▸ **Stated goal**
Tally the lines that include "with". Output the number only.

Rows from a dataset of pages and code:
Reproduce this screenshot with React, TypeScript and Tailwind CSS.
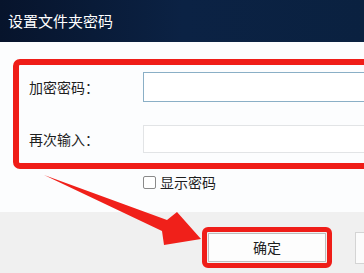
import React from "react";

const cjk = { fontFamily: '"Noto Sans CJK SC", "Noto Sans", sans-serif' };

const Arrow = () => (
  <svg
    className="absolute left-0 top-0 pointer-events-none"
    width={364}
    height={273}
    viewBox="0 0 364 273"
  >
    <polygon
      points="44,175 167,220 177,212 201,239 164,245 162,231"
      fill="#f0201a"
    />
  </svg>
);

export default function App() {
  return (
    <div
      className="relative w-[364px] h-[273px] overflow-hidden bg-[#fcfdfe] flex flex-col"
      style={cjk}
    >
      {/* title bar */}
      <div className="h-[42px] shrink-0 flex items-center pl-[8px] bg-gradient-to-r from-[#07142c] via-[#0b2244] to-[#0a2140] text-white text-[15px]">
        设置文件夹密码
      </div>

      {/* red highlighted fields */}
      <div className="pt-[17px] pl-[13px]">
        <div className="w-[362px] border-[6px] border-[#ef1d18] rounded-[7px] pt-[7px] pb-[10px] flex flex-col gap-[23px]">
          <div className="flex items-center h-[30px]">
            <div className="w-[124px] pl-[10px] text-[14px] text-[#1e1e1e]">加密密码：</div>
            <div className="flex-1 h-[30px] border border-[#8aafc6] bg-white" />
          </div>
          <div className="flex items-center h-[28px]">
            <div className="w-[124px] pl-[10px] text-[14px] text-[#1e1e1e]">再次输入：</div>
            <div className="flex-1 h-[28px] border border-[#e2e4e6] bg-white" />
          </div>
        </div>
      </div>

      {/* show password */}
      <div className="flex items-center pl-[143px] mt-[6px] h-[14px]">
        <div className="w-[13px] h-[13px] border border-[#8a8a8a] rounded-[2px] bg-white" />
        <span className="ml-[4px] text-[14px] text-[#1e1e1e] leading-none">显示密码</span>
      </div>

      {/* footer */}
      <div className="mt-[23px] flex-1 bg-[#f0f0f0] flex items-start pt-[15px] pl-[202px] gap-[23px]">
        <div className="w-[130px] h-[41px] border-[5px] border-[#ef1d18] rounded-[6px] p-[1px] shrink-0">
          <div className="w-full h-full border border-[#bdbdbd] bg-[#fdfdfd] flex items-center justify-center text-[14px] text-[#1e1e1e]">
            确定
          </div>
        </div>
        <div className="mt-[5px] w-[60px] h-[32px] border border-[#d4d4d4] bg-[#fbfbfb] shrink-0" />
      </div>

      <Arrow />
    </div>
  );
}
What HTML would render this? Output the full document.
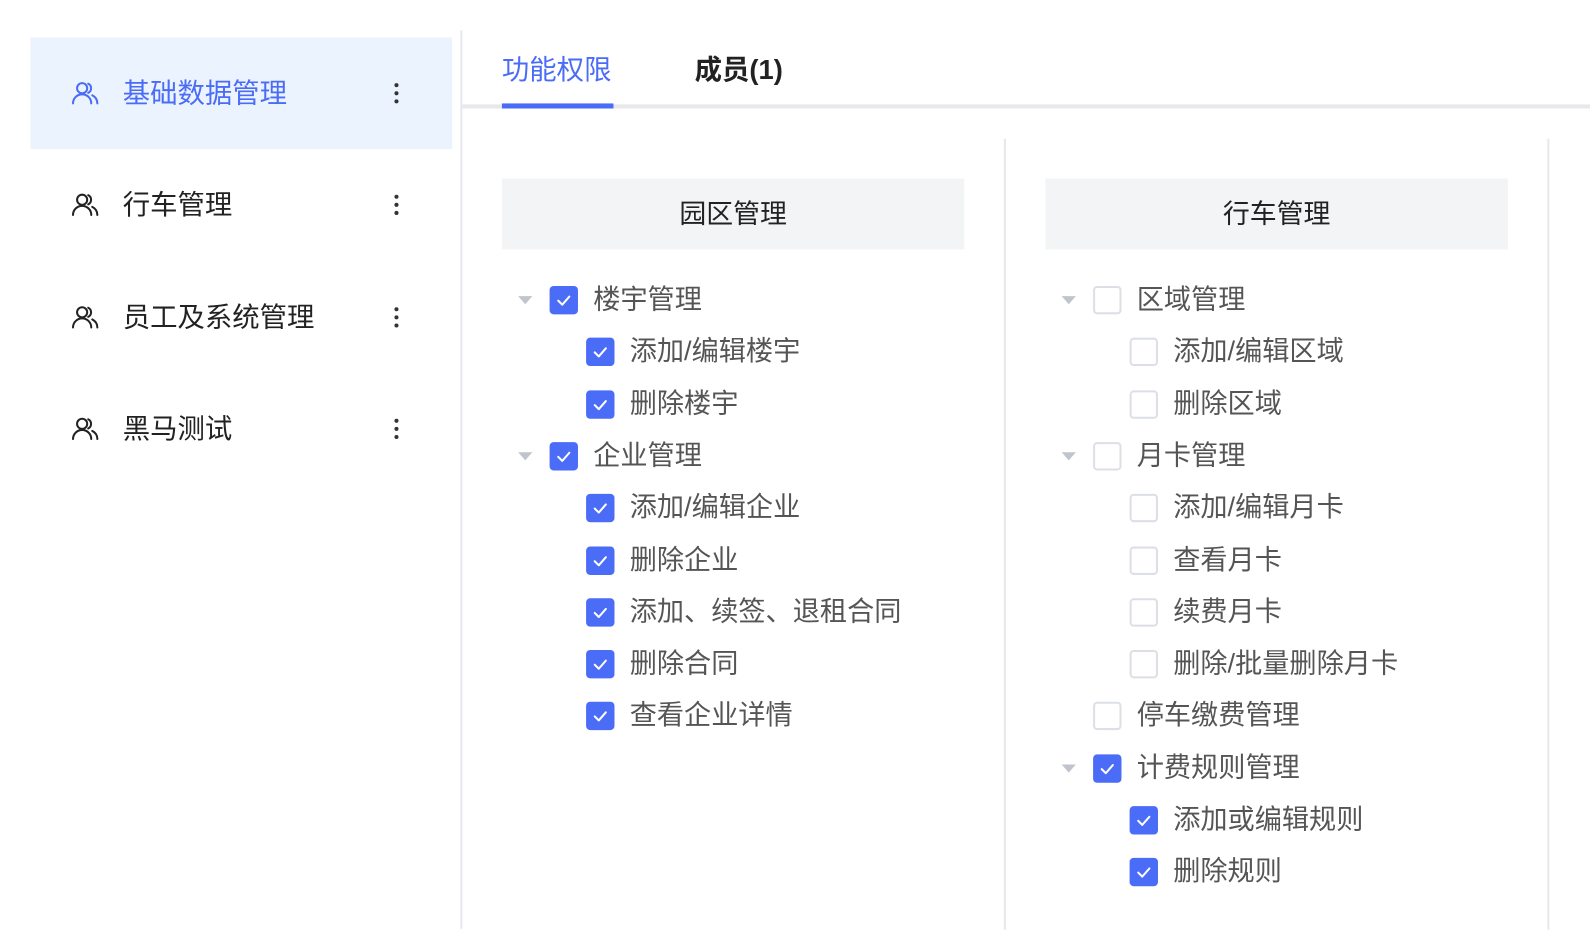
<!DOCTYPE html>
<html><head><meta charset="utf-8"><style>
*{margin:0;padding:0;box-sizing:border-box}
body{width:1590px;height:916px;background:#fff;font-family:"Liberation Sans","Noto Sans CJK SC",sans-serif;position:relative;overflow:hidden}
#wrap{position:absolute;left:0;top:0;width:1568px;height:904px;transform:scale(1.014);transform-origin:0 0}
.abs{position:absolute}
.dots i{display:block;width:4px;height:4px;border-radius:2px;background:#333;margin-bottom:4px}
.hdr{top:176px;width:456px;height:70px;background:#f3f4f6;font-size:26.5px;color:#222;text-align:center;line-height:70px}
.cb{position:absolute;width:28px;height:28px;border-radius:4px}
.on{background:#4a6cf7}
.off{border:2px solid #dcdfe6;background:#fff}
.arr{position:absolute;width:0;height:0;border-left:7px solid transparent;border-right:7px solid transparent;border-top:8px solid #c0c4cc}
.lbl{position:absolute;font-size:26.8px;color:#555;line-height:28px;white-space:nowrap}
</style></head><body>
<div id="wrap">
<div class="abs" style="left:30px;top:37px;width:416px;height:110px;background:#ebf3fe"></div>
<div class="abs" style="left:454px;top:30px;width:2px;height:886px;background:#e6e8ec"></div>

<div id="sb"></div>

<div class="abs" style="left:495px;top:51px;font-size:27px;color:#4a6cf7;line-height:36px">功能权限</div>
<div class="abs" style="left:685px;top:51px;font-size:27px;color:#222;line-height:36px;font-weight:bold">成员(1)</div>
<div class="abs" style="left:456px;top:103px;width:1134px;height:4px;background:#e6e8ec"></div>
<div class="abs" style="left:495px;top:102px;width:110px;height:5px;background:#4a6cf7"></div>

<div class="abs" style="left:990px;top:137px;width:2px;height:780px;background:#e6e8ec"></div>
<div class="abs" style="left:1526px;top:137px;width:2px;height:780px;background:#e6e8ec"></div>

<div class="abs hdr" style="left:495px">园区管理</div>
<div class="abs hdr" style="left:1031px">行车管理</div>

<div id="tree"></div>
</div>
<script>
var sbh='';
[['基础数据管理',37,'#4a6cf7'],['行车管理',147,'#222'],['员工及系统管理',258,'#222'],['黑马测试',368,'#222']].forEach(function(s){
sbh+='<div class="abs" style="left:30px;top:'+s[1]+'px;width:416px;height:110px">'+
'<svg class="abs" style="left:40px;top:42px" width="28" height="26" viewBox="0 0 28 26" fill="none" stroke="'+s[2]+'" stroke-width="2" stroke-linecap="round"><circle cx="11" cy="8" r="5"/><path d="M2 23c0-5 4-9 9-9s9 4 9 9"/><path d="M17 3.5a5 5 0 0 1 0 9"/><path d="M21 15c3 1.5 5 4.5 5 8"/></svg>'+
'<div class="abs" style="left:91px;top:0;line-height:110px;font-size:27px;color:'+s[2]+'">'+s[0]+'</div>'+
'<div class="abs dots" style="left:359px;top:45px"><i></i><i></i><i></i></div></div>';
});
document.getElementById('sb').innerHTML=sbh;
var rows=[
[0,1,1,'楼宇管理',1,1,'区域管理',0],
[1,1,0,'添加/编辑楼宇',1,0,'添加/编辑区域',0],
[2,1,0,'删除楼宇',1,0,'删除区域',0],
[3,1,1,'企业管理',1,1,'月卡管理',0],
[4,1,0,'添加/编辑企业',1,0,'添加/编辑月卡',0],
[5,1,0,'删除企业',1,0,'查看月卡',0],
[6,1,0,'添加、续签、退租合同',1,0,'续费月卡',0],
[7,1,0,'删除合同',1,0,'删除/批量删除月卡',0],
[8,1,0,'查看企业详情',0,2,'停车缴费管理',0],
[9,0,0,'',0,1,'计费规则管理',1],
[10,0,0,'',0,0,'添加或编辑规则',1],
[11,0,0,'',0,0,'删除规则',1]];
var h='';
function item(x0,level,txt,on,y){
 var cx = level>=1?x0+47:x0+83;
 if(level==1) h+='<div class="arr" style="left:'+(x0+16)+'px;top:'+(y-4)+'px"></div>';
 h+='<div class="cb '+(on?'on':'off')+'" style="left:'+cx+'px;top:'+(y-14)+'px">'+(on?'<svg width="28" height="28" viewBox="0 0 28 28"><path d="M8.5 14.5l4 4 7-8" fill="none" stroke="#fff" stroke-width="2" stroke-linecap="round" stroke-linejoin="round"/></svg>':'')+'</div>';
 h+='<div class="lbl" style="left:'+(cx+43)+'px;top:'+(y-15)+'px">'+txt+'</div>';
}
rows.forEach(function(r){
 var y=296+r[0]*51.3;
 if(r[1]) item(495,r[2],r[3],1,y);
 item(1031,r[5],r[6],r[7],y);
});
document.getElementById('tree').innerHTML=h;
</script>
</body></html>
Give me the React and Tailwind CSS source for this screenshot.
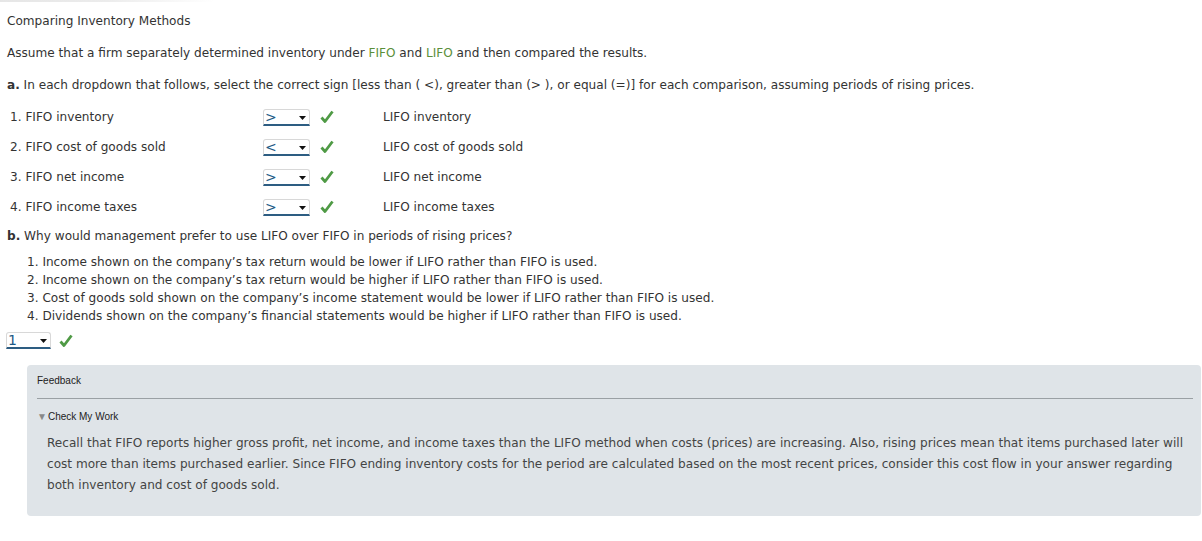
import React from "react";

const Check = () => (
  <svg width="14" height="14" viewBox="0 0 14 14" className="shrink-0">
    <path d="M1.5 7.5 L5 11.5 L12.5 1.5" fill="none" stroke="#4f9a45" strokeWidth="2.8" strokeLinejoin="round" />
  </svg>
);

const Select = ({ value, w = "w-[47px]" }) => (
  <div className={`relative h-[17px] ${w} rounded-t-[3px] border border-[#d8d8d8] border-b-2 border-b-[#2d5d82] bg-white flex items-center`}>
    <span className="pl-[1px] text-[14px] leading-none text-[#1d5a86]">{value}</span>
    <svg width="7" height="4" viewBox="0 0 7 4" className="absolute right-[3px] top-[6px]">
      <path d="M0 0 H7 L3.5 4 Z" fill="#111" />
    </svg>
  </div>
);

const rows = [
  ["1. FIFO inventory", ">", "LIFO inventory"],
  ["2. FIFO cost of goods sold", "<", "LIFO cost of goods sold"],
  ["3. FIFO net income", ">", "LIFO net income"],
  ["4. FIFO income taxes", ">", "LIFO income taxes"],
];

export default function App() {
  return (
    <div className="relative w-[1202px] h-[541px] bg-white text-[#333] text-[12.1px] overflow-hidden" style={{ fontFamily: '"DejaVu Sans", Verdana, sans-serif' }}>
      <div className="h-[2px] w-[215px] bg-gradient-to-r from-[#e6e6e6] via-[#ececec] to-transparent" />
      <div className="pl-[7px] pt-[11px] leading-[17px]">Comparing Inventory Methods</div>
      <div className="pl-[7px] mt-[15px] leading-[17px]">
        Assume that a firm separately determined inventory under <span className="text-[#5a8f3a]">FIFO</span> and <span className="text-[#5a8f3a]">LIFO</span> and then compared the results.
      </div>
      <div className="pl-[7px] mt-[15px] leading-[17px]">
        <b>a.</b> In each dropdown that follows, select the correct sign [less than ( &lt;), greater than (&gt; ), or equal (=)] for each comparison, assuming periods of rising prices.
      </div>
      <div className="mt-[8px] flex flex-col">
        {rows.map(([l, v, r]) => (
          <div key={l} className="flex items-center h-[30px]">
            <div className="pl-[10px] w-[263px]">{l}</div>
            <Select value={v} />
            <div className="ml-[10px]"><Check /></div>
            <div className="ml-[49px]">{r}</div>
          </div>
        ))}
      </div>
      <div className="pl-[7px] mt-[6px] leading-[17px]">
        <b>b.</b> Why would management prefer to use LIFO over FIFO in periods of rising prices?
      </div>
      <div className="pl-[27px] mt-[8px] flex flex-col leading-[18px]">
        <div>1. Income shown on the company’s tax return would be lower if LIFO rather than FIFO is used.</div>
        <div>2. Income shown on the company’s tax return would be higher if LIFO rather than FIFO is used.</div>
        <div>3. Cost of goods sold shown on the company’s income statement would be lower if LIFO rather than FIFO is used.</div>
        <div>4. Dividends shown on the company’s financial statements would be higher if LIFO rather than FIFO is used.</div>
      </div>
      <div className="pl-[6px] mt-[7px] flex items-center gap-[8px]">
        <Select value="1" w="w-[45px]" />
        <Check />
      </div>
      <div className="ml-[27px] mt-[16px] w-[1174px] h-[151px] rounded-[4px] bg-[#dfe4e8] px-[10px] pt-[10px]">
        <div className="text-[10px] leading-[12px] text-[#222]" style={{ fontFamily: '"Liberation Sans", Arial, sans-serif' }}>Feedback</div>
        <div className="mt-[11px] h-px w-[1156px] bg-[#9aa0a4]" />
        <div className="mt-[12px] flex items-center text-[10px] leading-[12px] text-[#222]" style={{ fontFamily: '"Liberation Sans", Arial, sans-serif' }}>
          <span className="text-[10px] text-[#888] mr-[1px]">▼</span>Check My Work
        </div>
        <div className="pl-[10px] mt-[10px] leading-[21px] text-[#444] w-[1150px]">
          Recall that FIFO reports higher gross profit, net income, and income taxes than the LIFO method when costs (prices) are increasing. Also, rising prices mean that items purchased later will cost more than items purchased earlier. Since FIFO ending inventory costs for the period are calculated based on the most recent prices, consider this cost flow in your answer regarding both inventory and cost of goods sold.
        </div>
      </div>
    </div>
  );
}
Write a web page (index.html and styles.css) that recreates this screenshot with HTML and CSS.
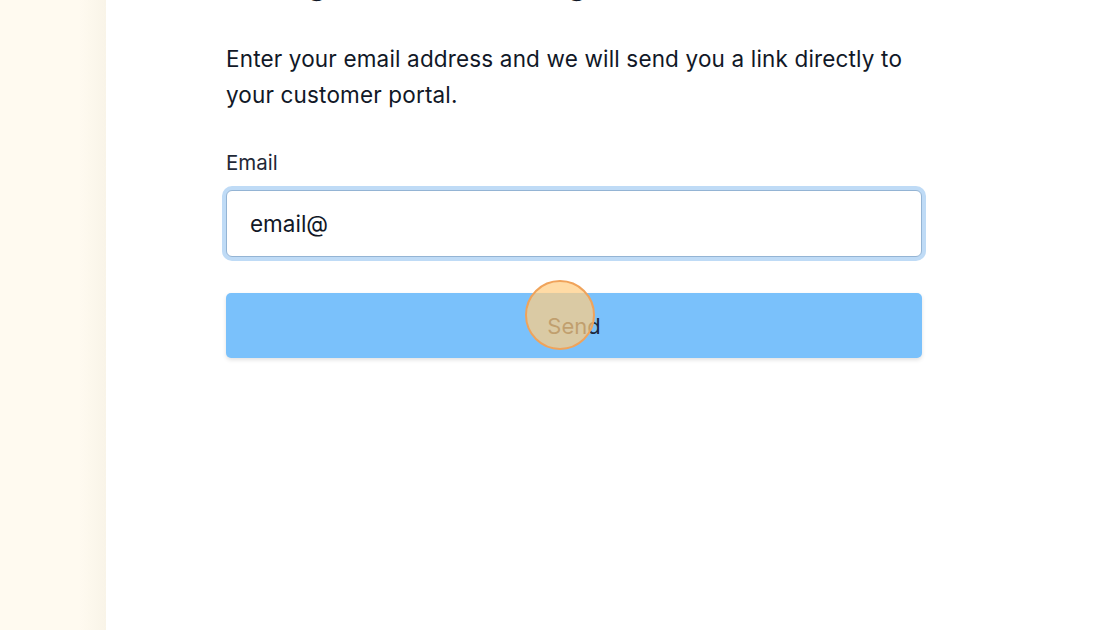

▸ **Answer to the task**
2